Review: King Of Dirt by Holden Sheppard

“I live close to the end of the world, everywhere I go,” digger Jack Brolo proclaims at the beginning of this charming novel. He’s earth-moving for a highway works team in Eucla in the middle of the Nullarbor, about as forbidding a place as you might find. His mini-excavator is “the only place I feel important, even if the only thing I’m in charge of is endless dirt”. It’s hot, sweaty, greasy, dusty. There’s nothing to do but get drunk at the pub, and make furtive forays on Grindr to check out the talent that’s sparser than the vegetation. Each time he downloads the app, he punishes himself and sends up a prayer at the roadside cross. Not just for the urges the app enables, but for what it knows: “the damn thing remembers me … every part”.

To be known completely; it’s a terrifying prospect. Jack is on the run from a difficult youth in Geraldton, which he fled 16 years ago at the end of high school after he was outed. A wedding invitation, then a broken down ute, provide the impetus for him to return and confront his past, his community, and his spectacularly dysfunctional family. They’re so evil they’re almost camp, like Pia Miranda’s portrayal of the mother figure in the TV adaptation of Sheppard’s Invisible Boys (the ultimate revenge, you might argue). Yet at the right moments Sheppard lands devastating wallops.

Jack is a winsome hero, plucky and rebounding despite the headwinds blowing at him. The arrival of the flaming Spencer in his works crew provokes a near-fatal crisis for Jack, but then he quickly picks himself back up and begins his journey to self-acceptance, finally able to say aloud that he’s “into blokes”. Reconnecting with his high school crush Xavier and high school girlfriend Ava, accidentally hooking up with and then working for Elena, “the female version of me” — if Jack doesn’t exactly take events his stride, he certainly moves along quickly. It lends King Of Dirt a picaresque quality. If some of the characters are broad, and the story hits some predictable beats, that doesn’t sap energy from a vital story. The catharsis is well-earned, and will no doubt be a balm for queer regional kids like Jack.

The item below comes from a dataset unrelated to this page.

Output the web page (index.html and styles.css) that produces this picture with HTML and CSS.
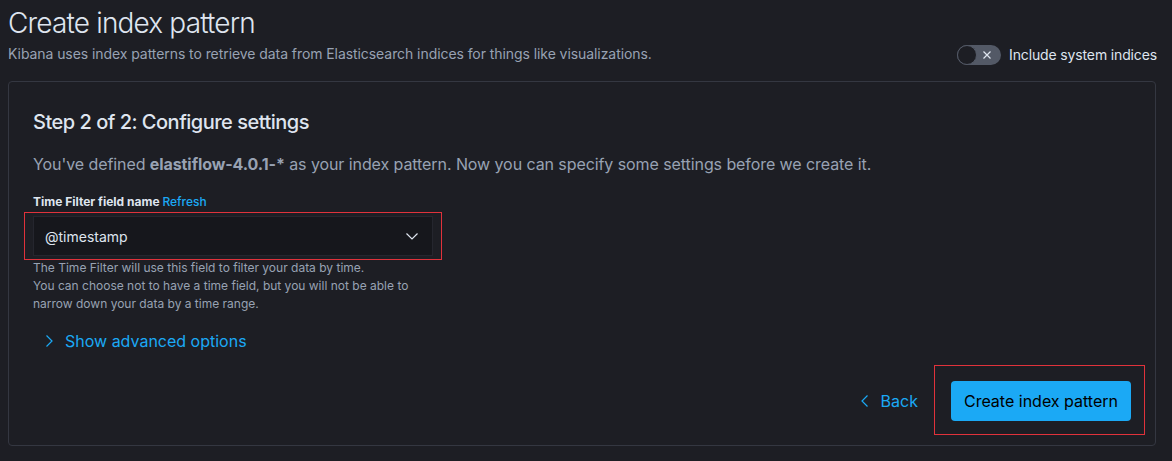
FILE: index.html
```html
<!DOCTYPE html>
<html lang="en">
<head>
<meta charset="utf-8">
<title>Create index pattern</title>
<link rel="stylesheet" href="styles.css">
</head>
<body>
<div class="page">
  <header class="page-header">
    <div class="header-text">
      <h1 class="title">Create index pattern</h1>
      <p class="subtitle">Kibana uses index patterns to retrieve data from Elasticsearch indices for things like visualizations.</p>
    </div>
    <label class="switch">
      <span class="switch-track">
        <span class="switch-knob"></span>
        <svg class="switch-x" width="16" height="16" viewBox="0 0 16 16"><path d="M4.5 4.5l7 7M11.5 4.5l-7 7" stroke="#dfe5ef" stroke-width="1.2" fill="none"/></svg>
      </span>
      <span class="switch-label">Include system indices</span>
    </label>
  </header>

  <section class="panel">
    <h2 class="step-title">Step 2 of 2: Configure settings</h2>
    <p class="intro">You've defined <strong>elastiflow-4.0.1-*</strong> as your index pattern. Now you can specify some settings before we create it.</p>

    <div class="form-row">
      <div class="form-label">Time Filter field name <span class="link">Refresh</span></div>
      <div class="highlight highlight-select">
        <div class="select">
          <span>@timestamp</span>
          <svg width="16" height="16" viewBox="0 0 16 16"><path d="M2.5 5.5l5.5 5.5 5.5-5.5" stroke="#dfe5ef" stroke-width="1.2" fill="none"/></svg>
        </div>
      </div>
      <div class="help">The Time Filter will use this field to filter your data by time.<br>You can choose not to have a time field, but you will not be able to<br>narrow down your data by a time range.</div>
    </div>

    <div class="advanced">
      <svg width="16" height="16" viewBox="0 0 16 16"><path d="M5.5 2.5l5.5 5.5-5.5 5.5" stroke="#1ba9f5" stroke-width="1.2" fill="none"/></svg>
      <span>Show advanced options</span>
    </div>

    <div class="actions">
      <button class="btn-empty">
        <svg width="16" height="16" viewBox="0 0 16 16"><path d="M10.5 2.5l-5.5 5.5 5.5 5.5" stroke="#1ba9f5" stroke-width="1.2" fill="none"/></svg>
        <span>Back</span>
      </button>
      <div class="highlight highlight-btn">
        <button class="btn-primary">Create index pattern</button>
      </div>
    </div>
  </section>
</div>
</body>
</html>
```

FILE: styles.css
```css
* { box-sizing: border-box; }
html, body { margin: 0; padding: 0; }
body {
  background: #1d1e24;
  font-family: Inter, "Noto Sans", sans-serif;
  color: #dfe5ef;
  width: 1172px;
  height: 461px;
  overflow: hidden;
}
.page { padding: 0 16px 0 8px; }
.page-header {
  display: flex;
  justify-content: space-between;
  align-items: flex-end;
}
.title {
  margin: 0;
  padding-top: 5px;
  font-size: 28px;
  line-height: 36px;
  font-weight: 300;
  letter-spacing: -0.03em;
  color: #dfe5ef;
}
.subtitle {
  margin: 3px 0 0;
  font-size: 14px;
  line-height: 20px;
  letter-spacing: -0.005em;
  color: #98a2b3;
}
.switch {
  display: flex;
  align-items: center;
  gap: 8px;
  margin-bottom: -1px;
  margin-right: -1px;
}
.switch-track {
  position: relative;
  width: 44px;
  height: 20px;
  border-radius: 10px;
  background: #535966;
  display: flex;
  align-items: center;
  justify-content: flex-end;
  padding-right: 6px;
}
.switch-knob {
  position: absolute;
  left: 0;
  top: 0;
  width: 20px;
  height: 20px;
  border-radius: 50%;
  background: #1d1e24;
  border: 1px solid #535966;
}
.switch-x { display: block; }
.switch-label {
  font-size: 14px;
  line-height: 20px;
  letter-spacing: -0.01em;
  color: #dfe5ef;
}
.panel {
  margin-top: 17px;
  height: 365px;
  border: 1px solid #343741;
  border-radius: 4px;
  background: #1d1e24;
  padding: 24px;
  display: flex;
  flex-direction: column;
}
.step-title {
  margin: 0;
  font-size: 20px;
  line-height: 32px;
  font-weight: 500;
  letter-spacing: -0.025em;
  color: #dfe5ef;
}
.intro {
  margin: 14px 0 0;
  font-size: 16px;
  line-height: 24px;
  letter-spacing: -0.005em;
  color: #98a2b3;
}
.intro strong { font-weight: 700; }
.form-row { margin-top: 17px; width: 400px; }
.form-label {
  font-size: 12px;
  line-height: 18px;
  font-weight: 700;
  color: #dfe5ef;
}
.link { color: #1ba9f5; font-weight: 500; }
.highlight { position: relative; }
.highlight::after {
  content: "";
  position: absolute;
  border: 1px solid #e0323b;
  pointer-events: none;
}
.highlight-select { margin-top: 5px; }
.highlight-select::after { left: -9px; right: -9px; top: -4px; bottom: -4px; }
.select {
  height: 40px;
  background: #16171c;
  border: 1px solid #25262e;
  display: flex;
  align-items: center;
  justify-content: space-between;
  padding: 0 12px 0 11px;
  font-size: 14px;
  color: #dfe5ef;
}
.select svg { display: block; }
.help {
  margin-top: 3px;
  font-size: 12px;
  line-height: 18px;
  color: #98a2b3;
}
.advanced {
  margin-top: 16px;
  display: flex;
  align-items: center;
  gap: 8px;
  padding-left: 8px;
  font-size: 16px;
  line-height: 24px;
  color: #1ba9f5;
}
.advanced svg { display: block; }
.actions {
  margin-top: 28px;
  display: flex;
  justify-content: flex-end;
  align-items: center;
  gap: 25px;
}
.btn-empty {
  background: none;
  border: none;
  height: 40px;
  padding: 0 8px;
  display: flex;
  align-items: center;
  gap: 8px;
  font-family: inherit;
  font-size: 16px;
  color: #1ba9f5;
}
.btn-empty svg { display: block; }
.highlight-btn::after { left: -17px; right: -14px; top: -16px; bottom: -14px; }
.btn-primary {
  height: 40px;
  padding: 0 13px;
  border: none;
  border-radius: 4px;
  background: #1ba9f5;
  color: #000;
  font-family: inherit;
  font-size: 16px;
  display: block;
}
```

This is a novel of tyranny — of distance, yes, but mainly of the patriarch. The violence Jack endures originates with fathers, with God the father of all fathers (Sheppard gets plenty of mileage out of some cinematic wordplay). Through his dad he’s descended from a line of violent Sicilian men, beginning with a great-grandfather who was said to have murdered an enemy with a rock to the skull. It’s the stuff of family legend, but Sheppard carefully exposes the harm hiding in the mythology. “If my father’s hurting me,” he says, “My bones tell me I must deserve it. Like he has the authority to do this to my body cos he’s my dad.” Later he imagines “if every man in the world had a dad who was best mates with him … I guarantee that world would be a utopia.” Fortunately he learns his worth is not determined by what his family believes, and some of the novel’s most beautifully drawn scenes see people offering a hand to Jack when he needs it most.

“Just cos I don’t talk a lot doesn’t mean there isn’t a lot going on in my melon,” Jack tells us, and indeed he has plenty to say on the page, frequently hilarious. This is a celebration of boofheadedness (“better to be a boofhead than a dickhead”); Jack wears his Akubra and Pit Vipers with all the pride of a rainbow flag in Mardi Gras. King Of Dirt is as hot and sweaty as the Nullarbor in January. Although the true love of Jack’s life may be his black SS Commodore, Phantom, subject perhaps to the novel’s most erotic gaze, there are plenty of other rendezvous that are horny and amusing (Jack memorably describes one motel hookup as “like trying to fuck a waterslide with a chippolata”), demonstrating that although coming out can be a worthy aspiration, there’s plenty of fun to be had down low. In the real world, this kind of masc-for-masc often comes with its fair shake of femmephobia (of the kind a Jack initially throws at Spencer), but here it offers a different, more playful shade of masculinity to the one demonstrated by Jack’s father. It really is all performance in the end, so you might as well revel in it. Long live the kings.

Gay rating: 5/5 for gay characters, relationships, themes and explicit sex.